On Monday, having reviewed Ferguson’s findings and bodycam video, the mayor reversed course entirely, now excoriating the superintendent.

It was now “clear,” Lightfoot said, “that Eddie Johnson engaged in conduct that is not only unbecoming, but demonstrated a series of ethical lapses and flawed decision-making that is inconsistent with having the privilege of leading the Chicago Police Department.”

Lightfoot said Johnson “intentionally misled the people of Chicago and he intentionally misled me.”

On the face of it, this sounds to us like more of the same: Another Chicago cop — this time the top cop — telling a self-serving story that’s exposed as a lie. But it’s tough to be sure without knowing exactly what Johnson supposedly did wrong.

At a press conference, Lightfoot declined to lay out the full story. Saying anything more, she suggested, could compromise Ferguson’s continued investigation into “others” who may have been involved. She also said she didn’t think it was “appropriate or fair to Mr. Johnson’s wife or children” to reveal all the details “at this time.”

How then are Chicagoans to judge for themselves whether Johnson’s firing was justified or, conversely, punishment enough?

The sooner Ferguson’s report and any video are made public, the better.

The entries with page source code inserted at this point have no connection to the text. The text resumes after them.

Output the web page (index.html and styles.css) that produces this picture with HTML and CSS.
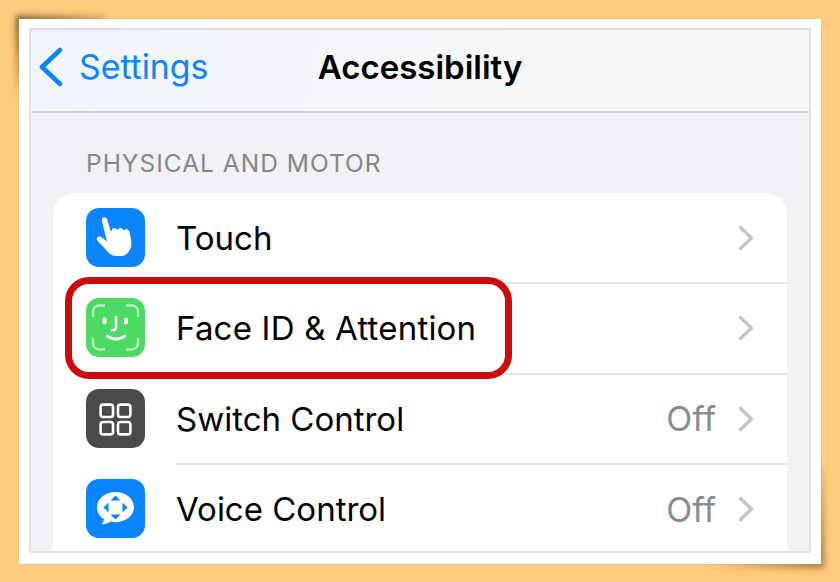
FILE: index.html
```html
<!DOCTYPE html>
<html lang="en">
<head>
<meta charset="utf-8">
<title>Accessibility</title>
<link rel="stylesheet" href="styles.css">
</head>
<body>
<main class="card">
  <div class="screen">
    <header class="nav">
      <a class="back">
        <svg class="back-icon" width="26" height="40" viewBox="0 0 26 40"><path d="M23 3 L5 20 L23 37" fill="none" stroke="#0a84ff" stroke-width="4.6" stroke-linecap="round" stroke-linejoin="round"/></svg>
        <span>Settings</span>
      </a>
      <h1 class="title">Accessibility</h1>
    </header>
    <section class="content">
      <h2 class="section-label">PHYSICAL AND MOTOR</h2>
      <ul class="list">
        <li class="row">
          <span class="icon icon-blue">
            <svg width="59" height="59" viewBox="0 0 59 59"><path d="M16 13.500C15.400 11 16.500 9.600 18 9.300 19.600 9 20.800 10 21.300 11.700L24.600 23 25.800 22.600C26 20.800 27.200 20 28.500 20 29.900 20 30.800 20.800 31.200 22L32 21.800C32.500 20.400 33.600 19.800 34.800 19.900 36.200 20 37 21 37.300 22.400L38.200 22.200C38.900 21.200 39.900 20.900 41 21.200 42.600 21.600 43.400 22.800 43.700 24.400L45.200 33C46 37 44.500 44 38.500 47.500 34 48.500 28 48.300 24.500 46.500 20 42 16 37.500 12 33.500 10.400 31.800 10.400 30 11.500 29 12.600 28 14.300 28.300 15.800 29.500L21 33.500Z" fill="#fff"/></svg>
          </span>
          <span class="label">Touch</span>
          <svg class="chev" width="16" height="26" viewBox="0 0 16 26"><path d="M2.500 2.500 L13.500 13 L2.500 23.500" fill="none" stroke="#c5c5c8" stroke-width="3.400" stroke-linecap="round" stroke-linejoin="round"/></svg>
        </li>
        <li class="row">
          <span class="icon icon-green">
            <svg width="59" height="59" viewBox="0 0 59 59"><g fill="none" stroke="#fff" stroke-linecap="round"><path d="M7 18v-4.500a6 6 0 0 1 6-6h5M41 7.500h5a6 6 0 0 1 6 6V18M52 41v4.500a6 6 0 0 1-6 6h-5M18 51.500h-5a6 6 0 0 1-6-6V41" stroke-width="2.400" opacity=".6"/><path d="M18.500 21.500v3M40 21.500v3" stroke-width="4"/><path d="M30 19v10.500c0 2-1 2.800-4 2.800" stroke-width="2.500"/><path d="M21.500 38c4.500 4 12.500 4 17 0" stroke-width="3"/></g></svg>
          </span>
          <span class="label label-wide">Face ID &amp; Attention</span>
          <svg class="chev" width="16" height="26" viewBox="0 0 16 26"><path d="M2.500 2.500 L13.500 13 L2.500 23.500" fill="none" stroke="#c5c5c8" stroke-width="3.400" stroke-linecap="round" stroke-linejoin="round"/></svg>
        </li>
        <li class="row">
          <span class="icon icon-gray">
            <svg width="59" height="59" viewBox="0 0 59 59"><g fill="none" stroke="#fff" stroke-width="2.600"><rect x="14.600" y="15.600" width="12.400" height="12.400" rx="2.500"/><rect x="32" y="15.600" width="12.400" height="12.400" rx="2.500"/><rect x="14.600" y="33" width="12.400" height="12.400" rx="2.500"/><rect x="32" y="33" width="12.400" height="12.400" rx="2.500"/></g></svg>
          </span>
          <span class="label">Switch Control</span>
          <span class="value">Off</span>
          <svg class="chev" width="16" height="26" viewBox="0 0 16 26"><path d="M2.500 2.500 L13.500 13 L2.500 23.500" fill="none" stroke="#c5c5c8" stroke-width="3.400" stroke-linecap="round" stroke-linejoin="round"/></svg>
        </li>
        <li class="row">
          <span class="icon icon-blue">
            <svg width="59" height="59" viewBox="0 0 59 59"><path d="M29.500 13C19.300 13 11 19.800 11 28.300 11 33.300 13.600 37.500 18 40.300 17.700 42.100 16.900 43.700 15.600 45.200 18.900 45.400 22.200 44.400 24.700 42.600 26.300 43 27.900 43.200 29.500 43.200 39.700 43.200 48 36.700 48 28.300 48 19.800 39.700 13 29.500 13Z" fill="#fff"/><path d="M29.500 16.500l5 5h-10zM29.500 40.500l-5-5h10zM17.500 28.500l5-5v10zM41.500 28.500l-5-5v10z" fill="#0a84ff"/></svg>
          </span>
          <span class="label">Voice Control</span>
          <span class="value">Off</span>
          <svg class="chev" width="16" height="26" viewBox="0 0 16 26"><path d="M2.500 2.500 L13.500 13 L2.500 23.500" fill="none" stroke="#c5c5c8" stroke-width="3.400" stroke-linecap="round" stroke-linejoin="round"/></svg>
        </li>
      </ul>
    </section>
    <div class="highlight"></div>
  </div>
</main>
</body>
</html>
```
FILE: styles.css
```css
* { box-sizing: border-box; }
html, body { margin: 0; height: 100%; }
body {
  width: 840px;
  height: 582px;
  padding: 19px;
  background: #ffcb7c;
  overflow: hidden;
  font-family: Inter, "Liberation Sans", sans-serif;
}
.card {
  position: relative;
  width: 802px;
  height: 545px;
  padding: 9px 10px 11px;
  background: #fff;
  box-shadow: 0 0 1px #c9a871;
}
.card::before,
.card::after {
  content: "";
  position: absolute;
  z-index: -1;
  filter: blur(3px);
}
.card::before {
  left: -3px;
  top: -3px;
  width: 90px;
  height: 130px;
  background: linear-gradient(146deg, rgba(80, 55, 20, .85) 0%, rgba(80, 55, 20, 0) 45%);
}
.card::after {
  right: -3px;
  bottom: -4px;
  width: 140px;
  height: 100px;
  background: linear-gradient(135deg, rgba(80, 55, 20, 0) 50%, rgba(80, 55, 20, .6) 100%);
}
.screen {
  position: relative;
  height: 100%;
  border: 2px solid #e2e2e6;
  border-top-color: #dcdce0;
  border-radius: 2px;
  background: #f1f1f6;
  overflow: hidden;
}
.nav {
  position: relative;
  display: flex;
  align-items: center;
  justify-content: center;
  height: 83px;
  padding-bottom: 7px;
  border-bottom: 2px solid #d4d4d8;
  background: linear-gradient(100deg, #f1f5fb 0%, #f5f6f9 40%, #f8f8f8 100%);
}
.back {
  position: absolute;
  left: 6px;
  top: 17px;
  display: flex;
  align-items: center;
  gap: 16px;
  color: #0a84ff;
  font-size: 33.800px;
  line-height: 40px;
}
.title {
  margin: 0;
  color: #000;
  font-size: 33px;
  font-weight: 600;
  line-height: 40px;
}
.content { padding: 0 22px; }
.section-label {
  height: 79.500px;
  margin: 0;
  padding: 35px 0 0 33px;
  color: #86868b;
  font-size: 24.500px;
  font-weight: 400;
  line-height: 30px;
  letter-spacing: 1px;
}
.list {
  margin: 0;
  padding: 0;
  list-style: none;
  background: #fff;
  border-radius: 22px 22px 0 0;
}
.row {
  position: relative;
  display: flex;
  align-items: center;
  height: 90.500px;
  padding: 0 33px;
}
.row + .row::before {
  content: "";
  position: absolute;
  left: 123px;
  right: 0;
  top: -1px;
  height: 2px;
  background: #e4e4e7;
}
.icon {
  flex: none;
  width: 59px;
  height: 59px;
  margin: 0 31px 1px 0;
  border-radius: 13px;
}
.icon svg { display: block; }
.icon-blue { background: #0a84ff; }
.icon-green { background: #4cd964; }
.icon-gray { background: #4a4a4a; }
.label {
  flex: 1;
  color: #000;
  font-size: 33px;
  line-height: 40px;
}
.label-wide { letter-spacing: .2px; }
.value {
  margin: 1px 22px 0 0;
  color: #8a8a8e;
  font-size: 34px;
  line-height: 40px;
}
.chev { flex: none; }
.highlight {
  position: absolute;
  left: 34px;
  top: 247px;
  width: 447px;
  height: 102px;
  border: 7px solid #cc0c0c;
  border-radius: 24px;
}
```
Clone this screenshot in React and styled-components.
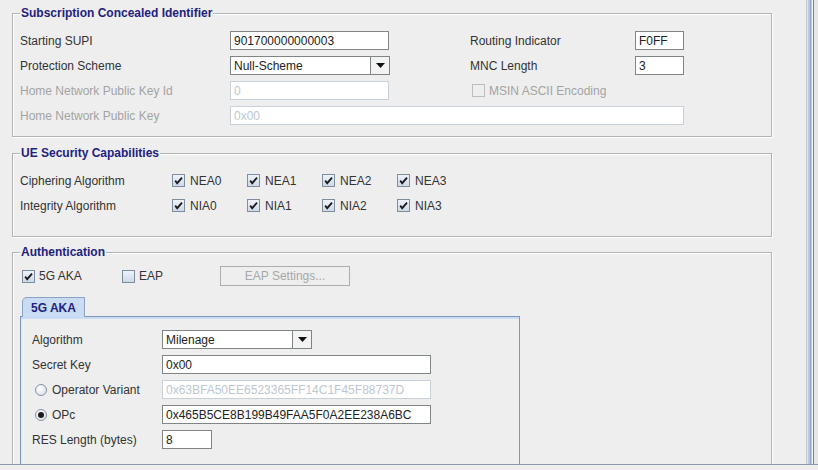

In the same way, we look forward to learning the full story of why, at a bus stop on East 79th Street, a police officer slammed to the ground a man who was being detained for drinking in public.

An image taken from a cellphone video that was posted to social media on Nov. 28, 2019, shows a Chicago police officer lift a man off his feet and slam him to the ground after the man allegedly spit on the officer while being detained for drinking in public.

According to the police, the alleged offender, Bernard Kersh, 29, resisted arrest, threatened an officer and spat in the officer’s eye.

None of that, however, is confirmed in a video of the encounter, which shows only the brutal take-down. Kersh’s head appears to slam into the curb.

Already, police critics are condemning the officer’s actions without reservation, while the Fraternal Order of Police insists the body slam was justified and necessary.

The video is disturbing. It’s hard for us to see how the officer, if properly trained, had no choice. In the moment just before the body slam, Kersh is turned away from the officer and does not appear to be an immediate threat, as offensive and obnoxious as he may have been.

But as Lightfoot said, “a single video does not depict the entirety of the interactions between the police and the individual.”

Cops must deal with people at their worst every day and, for all their training, they are human. Extenuating circumstances matter.

The Civilian Office of Police Accountability is investigating the incident. We await their findings.